Exactly reproduce the lines that follow.

>>>

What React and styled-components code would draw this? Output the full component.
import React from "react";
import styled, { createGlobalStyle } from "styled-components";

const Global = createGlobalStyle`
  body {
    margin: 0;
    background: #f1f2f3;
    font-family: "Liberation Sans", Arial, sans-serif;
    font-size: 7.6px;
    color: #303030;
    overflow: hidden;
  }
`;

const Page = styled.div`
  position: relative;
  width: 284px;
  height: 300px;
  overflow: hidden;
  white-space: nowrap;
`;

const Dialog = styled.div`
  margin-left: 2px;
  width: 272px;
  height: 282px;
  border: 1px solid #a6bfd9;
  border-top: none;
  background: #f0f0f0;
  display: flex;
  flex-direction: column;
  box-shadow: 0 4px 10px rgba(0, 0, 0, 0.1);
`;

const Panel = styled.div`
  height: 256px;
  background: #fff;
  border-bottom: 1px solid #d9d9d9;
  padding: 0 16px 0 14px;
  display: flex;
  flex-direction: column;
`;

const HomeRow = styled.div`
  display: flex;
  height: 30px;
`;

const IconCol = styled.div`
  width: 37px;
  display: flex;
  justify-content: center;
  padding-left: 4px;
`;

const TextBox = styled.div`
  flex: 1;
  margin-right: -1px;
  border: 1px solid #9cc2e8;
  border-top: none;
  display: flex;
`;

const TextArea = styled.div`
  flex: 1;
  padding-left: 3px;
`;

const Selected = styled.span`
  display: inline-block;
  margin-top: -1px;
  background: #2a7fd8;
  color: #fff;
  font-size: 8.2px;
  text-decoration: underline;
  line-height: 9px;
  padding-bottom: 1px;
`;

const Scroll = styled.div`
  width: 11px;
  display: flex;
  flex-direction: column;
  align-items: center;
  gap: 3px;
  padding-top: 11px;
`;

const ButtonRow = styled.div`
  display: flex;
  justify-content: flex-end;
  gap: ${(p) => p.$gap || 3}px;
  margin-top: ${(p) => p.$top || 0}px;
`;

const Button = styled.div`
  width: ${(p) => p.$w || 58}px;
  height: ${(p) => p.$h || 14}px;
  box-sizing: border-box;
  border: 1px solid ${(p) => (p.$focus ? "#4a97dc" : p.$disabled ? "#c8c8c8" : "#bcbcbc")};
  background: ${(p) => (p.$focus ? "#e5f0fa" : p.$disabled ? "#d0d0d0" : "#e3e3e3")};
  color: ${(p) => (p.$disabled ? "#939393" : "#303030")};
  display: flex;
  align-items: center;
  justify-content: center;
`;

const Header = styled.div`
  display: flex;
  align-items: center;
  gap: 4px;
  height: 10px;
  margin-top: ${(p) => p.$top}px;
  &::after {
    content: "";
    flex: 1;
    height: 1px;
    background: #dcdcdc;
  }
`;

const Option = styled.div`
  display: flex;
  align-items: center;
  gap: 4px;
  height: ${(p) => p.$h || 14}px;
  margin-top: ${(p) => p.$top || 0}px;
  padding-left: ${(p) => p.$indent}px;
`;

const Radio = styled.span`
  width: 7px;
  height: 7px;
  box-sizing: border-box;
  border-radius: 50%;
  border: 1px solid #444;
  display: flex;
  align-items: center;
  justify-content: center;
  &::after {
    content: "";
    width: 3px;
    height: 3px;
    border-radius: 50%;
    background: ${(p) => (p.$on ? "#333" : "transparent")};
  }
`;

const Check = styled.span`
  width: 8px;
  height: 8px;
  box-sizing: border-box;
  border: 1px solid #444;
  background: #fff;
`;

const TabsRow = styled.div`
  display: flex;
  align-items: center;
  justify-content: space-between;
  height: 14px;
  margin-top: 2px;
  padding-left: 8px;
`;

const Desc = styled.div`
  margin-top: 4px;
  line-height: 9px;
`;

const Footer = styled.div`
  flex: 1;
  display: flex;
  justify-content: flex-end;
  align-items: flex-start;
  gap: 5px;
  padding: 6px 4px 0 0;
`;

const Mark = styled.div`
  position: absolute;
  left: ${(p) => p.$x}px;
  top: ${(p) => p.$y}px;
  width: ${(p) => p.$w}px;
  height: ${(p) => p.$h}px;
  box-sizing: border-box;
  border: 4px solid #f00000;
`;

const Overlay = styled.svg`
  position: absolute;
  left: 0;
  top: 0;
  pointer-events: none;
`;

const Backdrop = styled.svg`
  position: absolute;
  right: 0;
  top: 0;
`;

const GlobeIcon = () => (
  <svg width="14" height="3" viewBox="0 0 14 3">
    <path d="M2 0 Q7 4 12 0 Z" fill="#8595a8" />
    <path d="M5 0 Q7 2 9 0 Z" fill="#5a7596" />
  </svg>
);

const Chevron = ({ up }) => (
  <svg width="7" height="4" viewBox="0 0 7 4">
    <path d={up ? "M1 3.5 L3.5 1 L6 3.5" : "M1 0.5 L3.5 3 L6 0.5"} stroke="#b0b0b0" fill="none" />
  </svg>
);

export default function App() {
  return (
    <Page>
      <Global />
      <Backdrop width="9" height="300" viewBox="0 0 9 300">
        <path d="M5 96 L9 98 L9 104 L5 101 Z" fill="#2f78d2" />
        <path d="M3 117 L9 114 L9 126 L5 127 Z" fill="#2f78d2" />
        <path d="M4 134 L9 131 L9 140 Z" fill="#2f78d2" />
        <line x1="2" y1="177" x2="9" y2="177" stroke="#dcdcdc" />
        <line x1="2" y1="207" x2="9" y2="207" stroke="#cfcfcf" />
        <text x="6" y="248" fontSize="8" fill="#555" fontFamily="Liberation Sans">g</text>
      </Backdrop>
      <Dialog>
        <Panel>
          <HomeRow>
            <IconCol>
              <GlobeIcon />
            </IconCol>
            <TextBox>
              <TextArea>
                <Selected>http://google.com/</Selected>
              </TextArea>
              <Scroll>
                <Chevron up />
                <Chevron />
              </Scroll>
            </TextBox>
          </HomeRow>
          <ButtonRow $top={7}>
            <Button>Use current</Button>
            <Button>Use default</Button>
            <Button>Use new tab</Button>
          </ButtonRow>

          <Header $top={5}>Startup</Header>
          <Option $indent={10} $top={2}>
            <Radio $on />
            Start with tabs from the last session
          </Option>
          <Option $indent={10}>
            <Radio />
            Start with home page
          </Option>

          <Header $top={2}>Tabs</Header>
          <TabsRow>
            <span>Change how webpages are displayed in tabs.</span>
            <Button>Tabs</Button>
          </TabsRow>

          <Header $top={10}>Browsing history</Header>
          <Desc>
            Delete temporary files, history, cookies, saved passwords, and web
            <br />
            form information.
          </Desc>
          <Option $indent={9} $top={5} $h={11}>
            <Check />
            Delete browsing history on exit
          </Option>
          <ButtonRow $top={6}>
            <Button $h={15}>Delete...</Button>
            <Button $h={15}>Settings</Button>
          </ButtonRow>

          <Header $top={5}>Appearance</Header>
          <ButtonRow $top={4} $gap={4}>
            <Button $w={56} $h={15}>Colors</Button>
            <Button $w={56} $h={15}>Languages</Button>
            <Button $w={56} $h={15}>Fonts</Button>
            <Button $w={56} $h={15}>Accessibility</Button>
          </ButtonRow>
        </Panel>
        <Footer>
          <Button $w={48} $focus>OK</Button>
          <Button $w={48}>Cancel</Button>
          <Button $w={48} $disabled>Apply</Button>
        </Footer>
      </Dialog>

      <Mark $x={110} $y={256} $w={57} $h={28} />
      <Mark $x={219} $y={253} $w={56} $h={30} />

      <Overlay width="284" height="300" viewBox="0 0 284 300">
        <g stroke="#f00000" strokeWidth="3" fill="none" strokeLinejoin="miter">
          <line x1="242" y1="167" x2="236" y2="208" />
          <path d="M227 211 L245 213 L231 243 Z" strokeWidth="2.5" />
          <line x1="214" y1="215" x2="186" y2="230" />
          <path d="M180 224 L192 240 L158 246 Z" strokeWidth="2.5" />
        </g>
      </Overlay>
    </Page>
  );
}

<<<

§ **THE SOLUTION**
What React and styled-components code would draw this? Output the full component.
import React from "react";
import styled, { createGlobalStyle } from "styled-components";

const Global = createGlobalStyle`
  body {
    margin: 0;
    background: #f1f2f3;
    font-family: "Liberation Sans", Arial, sans-serif;
    font-size: 7.6px;
    color: #303030;
    overflow: hidden;
  }
`;

const Page = styled.div`
  position: relative;
  width: 284px;
  height: 300px;
  overflow: hidden;
  white-space: nowrap;
`;

const Dialog = styled.div`
  margin-left: 2px;
  width: 272px;
  height: 282px;
  border: 1px solid #a6bfd9;
  border-top: none;
  background: #f0f0f0;
  display: flex;
  flex-direction: column;
  box-shadow: 0 4px 10px rgba(0, 0, 0, 0.1);
`;

const Panel = styled.div`
  height: 256px;
  background: #fff;
  border-bottom: 1px solid #d9d9d9;
  padding: 0 16px 0 14px;
  display: flex;
  flex-direction: column;
`;

const HomeRow = styled.div`
  display: flex;
  height: 30px;
`;

const IconCol = styled.div`
  width: 37px;
  display: flex;
  justify-content: center;
  padding-left: 4px;
`;

const TextBox = styled.div`
  flex: 1;
  margin-right: -1px;
  border: 1px solid #9cc2e8;
  border-top: none;
  display: flex;
`;

const TextArea = styled.div`
  flex: 1;
  padding-left: 3px;
`;

const Selected = styled.span`
  display: inline-block;
  margin-top: -1px;
  background: #2a7fd8;
  color: #fff;
  font-size: 8.2px;
  text-decoration: underline;
  line-height: 9px;
  padding-bottom: 1px;
`;

const Scroll = styled.div`
  width: 11px;
  display: flex;
  flex-direction: column;
  align-items: center;
  gap: 3px;
  padding-top: 11px;
`;

const ButtonRow = styled.div`
  display: flex;
  justify-content: flex-end;
  gap: ${(p) => p.$gap || 3}px;
  margin-top: ${(p) => p.$top || 0}px;
`;

const Button = styled.div`
  width: ${(p) => p.$w || 58}px;
  height: ${(p) => p.$h || 14}px;
  box-sizing: border-box;
  border: 1px solid ${(p) => (p.$focus ? "#4a97dc" : p.$disabled ? "#c8c8c8" : "#bcbcbc")};
  background: ${(p) => (p.$focus ? "#e5f0fa" : p.$disabled ? "#d0d0d0" : "#e3e3e3")};
  color: ${(p) => (p.$disabled ? "#939393" : "#303030")};
  display: flex;
  align-items: center;
  justify-content: center;
`;

const Header = styled.div`
  display: flex;
  align-items: center;
  gap: 4px;
  height: 10px;
  margin-top: ${(p) => p.$top}px;
  &::after {
    content: "";
    flex: 1;
    height: 1px;
    background: #dcdcdc;
  }
`;

const Option = styled.div`
  display: flex;
  align-items: center;
  gap: 4px;
  height: ${(p) => p.$h || 14}px;
  margin-top: ${(p) => p.$top || 0}px;
  padding-left: ${(p) => p.$indent}px;
`;

const Radio = styled.span`
  width: 7px;
  height: 7px;
  box-sizing: border-box;
  border-radius: 50%;
  border: 1px solid #444;
  display: flex;
  align-items: center;
  justify-content: center;
  &::after {
    content: "";
    width: 3px;
    height: 3px;
    border-radius: 50%;
    background: ${(p) => (p.$on ? "#333" : "transparent")};
  }
`;

const Check = styled.span`
  width: 8px;
  height: 8px;
  box-sizing: border-box;
  border: 1px solid #444;
  background: #fff;
`;

const TabsRow = styled.div`
  display: flex;
  align-items: center;
  justify-content: space-between;
  height: 14px;
  margin-top: 2px;
  padding-left: 8px;
`;

const Desc = styled.div`
  margin-top: 4px;
  line-height: 9px;
`;

const Footer = styled.div`
  flex: 1;
  display: flex;
  justify-content: flex-end;
  align-items: flex-start;
  gap: 5px;
  padding: 6px 4px 0 0;
`;

const Mark = styled.div`
  position: absolute;
  left: ${(p) => p.$x}px;
  top: ${(p) => p.$y}px;
  width: ${(p) => p.$w}px;
  height: ${(p) => p.$h}px;
  box-sizing: border-box;
  border: 4px solid #f00000;
`;

const Overlay = styled.svg`
  position: absolute;
  left: 0;
  top: 0;
  pointer-events: none;
`;

const Backdrop = styled.svg`
  position: absolute;
  right: 0;
  top: 0;
`;

const GlobeIcon = () => (
  <svg width="14" height="3" viewBox="0 0 14 3">
    <path d="M2 0 Q7 4 12 0 Z" fill="#8595a8" />
    <path d="M5 0 Q7 2 9 0 Z" fill="#5a7596" />
  </svg>
);

const Chevron = ({ up }) => (
  <svg width="7" height="4" viewBox="0 0 7 4">
    <path d={up ? "M1 3.5 L3.5 1 L6 3.5" : "M1 0.5 L3.5 3 L6 0.5"} stroke="#b0b0b0" fill="none" />
  </svg>
);

export default function App() {
  return (
    <Page>
      <Global />
      <Backdrop width="9" height="300" viewBox="0 0 9 300">
        <path d="M5 96 L9 98 L9 104 L5 101 Z" fill="#2f78d2" />
        <path d="M3 117 L9 114 L9 126 L5 127 Z" fill="#2f78d2" />
        <path d="M4 134 L9 131 L9 140 Z" fill="#2f78d2" />
        <line x1="2" y1="177" x2="9" y2="177" stroke="#dcdcdc" />
        <line x1="2" y1="207" x2="9" y2="207" stroke="#cfcfcf" />
        <text x="6" y="248" fontSize="8" fill="#555" fontFamily="Liberation Sans">g</text>
      </Backdrop>
      <Dialog>
        <Panel>
          <HomeRow>
            <IconCol>
              <GlobeIcon />
            </IconCol>
            <TextBox>
              <TextArea>
                <Selected>http://google.com/</Selected>
              </TextArea>
              <Scroll>
                <Chevron up />
                <Chevron />
              </Scroll>
            </TextBox>
          </HomeRow>
          <ButtonRow $top={7}>
            <Button>Use current</Button>
            <Button>Use default</Button>
            <Button>Use new tab</Button>
          </ButtonRow>

          <Header $top={5}>Startup</Header>
          <Option $indent={10} $top={2}>
            <Radio $on />
            Start with tabs from the last session
          </Option>
          <Option $indent={10}>
            <Radio />
            Start with home page
          </Option>

          <Header $top={2}>Tabs</Header>
          <TabsRow>
            <span>Change how webpages are displayed in tabs.</span>
            <Button>Tabs</Button>
          </TabsRow>

          <Header $top={10}>Browsing history</Header>
          <Desc>
            Delete temporary files, history, cookies, saved passwords, and web
            <br />
            form information.
          </Desc>
          <Option $indent={9} $top={5} $h={11}>
            <Check />
            Delete browsing history on exit
          </Option>
          <ButtonRow $top={6}>
            <Button $h={15}>Delete...</Button>
            <Button $h={15}>Settings</Button>
          </ButtonRow>

          <Header $top={5}>Appearance</Header>
          <ButtonRow $top={4} $gap={4}>
            <Button $w={56} $h={15}>Colors</Button>
            <Button $w={56} $h={15}>Languages</Button>
            <Button $w={56} $h={15}>Fonts</Button>
            <Button $w={56} $h={15}>Accessibility</Button>
          </ButtonRow>
        </Panel>
        <Footer>
          <Button $w={48} $focus>OK</Button>
          <Button $w={48}>Cancel</Button>
          <Button $w={48} $disabled>Apply</Button>
        </Footer>
      </Dialog>

      <Mark $x={110} $y={256} $w={57} $h={28} />
      <Mark $x={219} $y={253} $w={56} $h={30} />

      <Overlay width="284" height="300" viewBox="0 0 284 300">
        <g stroke="#f00000" strokeWidth="3" fill="none" strokeLinejoin="miter">
          <line x1="242" y1="167" x2="236" y2="208" />
          <path d="M227 211 L245 213 L231 243 Z" strokeWidth="2.5" />
          <line x1="214" y1="215" x2="186" y2="230" />
          <path d="M180 224 L192 240 L158 246 Z" strokeWidth="2.5" />
        </g>
      </Overlay>
    </Page>
  );
}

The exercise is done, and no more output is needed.